Player i compares his/her payoff P(i) with the payoff of his/her opposing player P(j), and when the following conditions of \(s(j)=(1 \,\,0)\) (cooperator), P(i)(1-tn\(_{r}(i))>\) 0, and \(P(j)<P(i)\,\le \)2P(j) hold, player i gives the reward tP(i) to player j at the expense of his/her payoff by tP(i) as shown in the following Eq. (2) with the probability \(u_{i}(j)\) expressed by the following Eq. (3), where t (0\(\,\le t\,\le \)1) is the coefficient of reward, and \(n_{r}(i)\) is the number of players \(j\in O(i)\) satisfying both conditions of \(P(j)<P(i)\) and \(s(j)=(1\,\,0)\). When the following conditions of \(s(j)=(1\,\,0)\) (cooperator), P(i)(1-tn\(_{r}(i))>\) 0, and 2\(P(j)<P(i)\) hold, \(u_{i}(j)\) equals 1. The decrease in the payoff of players due to rewarding the opposing cooperators and the increase in the payoff of cooperators due to being rewarded by the opposing players are calculated independently for each player, and P(i)’ and P(j)’ are never negative values because the payoff of a player is set to 0 when it becomes negative. The reward of this study does not function when t equals 0 and 1 because tP(i) equals 0 in the case of \(t=0\), and P(i)(1-tn\(_{r}(i))>0\) does not hold in the case of \(t=1\).

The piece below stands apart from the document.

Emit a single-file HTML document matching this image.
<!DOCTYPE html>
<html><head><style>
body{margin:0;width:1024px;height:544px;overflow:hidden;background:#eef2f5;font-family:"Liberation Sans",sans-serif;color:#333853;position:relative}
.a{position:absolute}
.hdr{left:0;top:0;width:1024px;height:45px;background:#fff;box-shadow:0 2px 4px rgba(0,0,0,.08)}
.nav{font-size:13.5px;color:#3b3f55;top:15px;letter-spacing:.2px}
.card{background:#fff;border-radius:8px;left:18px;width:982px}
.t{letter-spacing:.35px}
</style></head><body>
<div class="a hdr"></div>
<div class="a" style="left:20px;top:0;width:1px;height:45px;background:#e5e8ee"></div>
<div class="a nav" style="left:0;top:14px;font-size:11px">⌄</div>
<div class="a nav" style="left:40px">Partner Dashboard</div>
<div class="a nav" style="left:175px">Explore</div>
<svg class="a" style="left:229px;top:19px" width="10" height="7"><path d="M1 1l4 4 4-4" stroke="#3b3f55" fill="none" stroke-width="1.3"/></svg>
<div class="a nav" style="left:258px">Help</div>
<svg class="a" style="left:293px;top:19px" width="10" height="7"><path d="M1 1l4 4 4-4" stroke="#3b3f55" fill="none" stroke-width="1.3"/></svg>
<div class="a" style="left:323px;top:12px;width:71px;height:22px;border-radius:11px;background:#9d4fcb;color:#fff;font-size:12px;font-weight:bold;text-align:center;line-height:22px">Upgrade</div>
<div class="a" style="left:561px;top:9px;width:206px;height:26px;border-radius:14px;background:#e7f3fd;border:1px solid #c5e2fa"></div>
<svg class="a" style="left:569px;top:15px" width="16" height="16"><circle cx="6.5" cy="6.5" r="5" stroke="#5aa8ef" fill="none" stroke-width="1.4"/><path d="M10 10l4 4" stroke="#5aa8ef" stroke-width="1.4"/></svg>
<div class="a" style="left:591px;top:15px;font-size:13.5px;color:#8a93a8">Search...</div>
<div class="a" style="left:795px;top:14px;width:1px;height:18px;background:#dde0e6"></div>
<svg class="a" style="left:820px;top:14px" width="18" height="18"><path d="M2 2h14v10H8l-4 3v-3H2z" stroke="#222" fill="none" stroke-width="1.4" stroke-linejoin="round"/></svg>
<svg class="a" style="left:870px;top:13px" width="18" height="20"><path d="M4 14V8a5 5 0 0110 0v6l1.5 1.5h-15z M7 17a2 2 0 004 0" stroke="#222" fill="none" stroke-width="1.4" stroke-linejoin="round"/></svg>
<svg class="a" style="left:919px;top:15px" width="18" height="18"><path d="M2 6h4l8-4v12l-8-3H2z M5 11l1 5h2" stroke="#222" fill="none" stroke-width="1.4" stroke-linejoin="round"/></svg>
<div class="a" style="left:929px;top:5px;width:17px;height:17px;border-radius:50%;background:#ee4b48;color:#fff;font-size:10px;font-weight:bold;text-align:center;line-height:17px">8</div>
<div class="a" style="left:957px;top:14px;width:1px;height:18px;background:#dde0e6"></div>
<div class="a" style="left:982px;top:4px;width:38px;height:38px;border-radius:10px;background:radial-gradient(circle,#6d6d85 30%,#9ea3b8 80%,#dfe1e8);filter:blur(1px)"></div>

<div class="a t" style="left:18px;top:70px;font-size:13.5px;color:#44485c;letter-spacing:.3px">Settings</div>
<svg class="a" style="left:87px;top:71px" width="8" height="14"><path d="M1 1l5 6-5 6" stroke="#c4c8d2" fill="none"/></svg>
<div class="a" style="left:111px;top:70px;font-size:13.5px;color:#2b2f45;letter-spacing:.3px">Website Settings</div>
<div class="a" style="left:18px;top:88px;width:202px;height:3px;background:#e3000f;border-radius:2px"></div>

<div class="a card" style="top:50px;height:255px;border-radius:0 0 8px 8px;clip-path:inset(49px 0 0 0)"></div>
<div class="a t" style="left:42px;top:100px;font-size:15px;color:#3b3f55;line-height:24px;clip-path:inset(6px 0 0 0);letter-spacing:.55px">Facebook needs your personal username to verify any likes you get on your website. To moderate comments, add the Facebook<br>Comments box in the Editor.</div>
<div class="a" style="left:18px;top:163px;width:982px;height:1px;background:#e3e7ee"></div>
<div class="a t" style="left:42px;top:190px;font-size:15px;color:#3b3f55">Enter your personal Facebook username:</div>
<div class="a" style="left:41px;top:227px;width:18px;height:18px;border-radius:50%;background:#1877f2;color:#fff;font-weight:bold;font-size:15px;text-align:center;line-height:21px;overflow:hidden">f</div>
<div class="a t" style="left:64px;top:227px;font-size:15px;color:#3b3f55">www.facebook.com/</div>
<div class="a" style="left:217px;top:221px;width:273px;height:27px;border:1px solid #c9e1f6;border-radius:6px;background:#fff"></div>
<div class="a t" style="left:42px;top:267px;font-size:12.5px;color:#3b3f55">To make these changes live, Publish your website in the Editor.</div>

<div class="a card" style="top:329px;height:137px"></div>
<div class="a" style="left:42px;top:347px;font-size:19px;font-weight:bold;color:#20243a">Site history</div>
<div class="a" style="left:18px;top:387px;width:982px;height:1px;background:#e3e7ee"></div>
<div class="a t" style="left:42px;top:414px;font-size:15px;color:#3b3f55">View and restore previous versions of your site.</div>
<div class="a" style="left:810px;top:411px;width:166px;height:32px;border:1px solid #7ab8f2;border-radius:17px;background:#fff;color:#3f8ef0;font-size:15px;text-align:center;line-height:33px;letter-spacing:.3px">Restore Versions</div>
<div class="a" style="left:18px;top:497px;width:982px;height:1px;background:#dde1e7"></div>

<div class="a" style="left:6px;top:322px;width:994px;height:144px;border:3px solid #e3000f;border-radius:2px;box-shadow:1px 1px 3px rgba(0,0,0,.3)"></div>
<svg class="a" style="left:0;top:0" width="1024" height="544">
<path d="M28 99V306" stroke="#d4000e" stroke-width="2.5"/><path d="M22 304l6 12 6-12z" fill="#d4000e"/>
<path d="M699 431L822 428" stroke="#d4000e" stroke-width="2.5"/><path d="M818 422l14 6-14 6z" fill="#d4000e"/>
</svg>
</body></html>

$$\begin{aligned} \begin{array}{l} P\left( i \right) '=P\left( i \right) -tP\left( i \right) \\ P\left( j \right) '=P\left( j \right) +tP\left( i \right) \\ \end{array} \end{aligned}$$
(2)
$$\begin{aligned} u_{i} \left( j \right) =\frac{P\left( i \right) -P\left( j \right) }{P\left( j \right) }, P\left( j \right) >0. \end{aligned}$$
(3)

The difference of the working mechanism between the coefficient of reward (t) and that of punishment (r) in the previous studies [1,2,3] is as follows. When the coefficient of reward (t) is small, although the reward to every player is a little, all players can reward more players than the case of large t. Conversely, in the case of large t, all players can reward only a few players although the reward to every player is large. On the contrary, when the coefficient of reward (r) is small, although the punishment to every player is weak, all players can punish more players than the case of large r. Conversely, in the case of large r, all players can punish only a few players although the punishment to every player is strong.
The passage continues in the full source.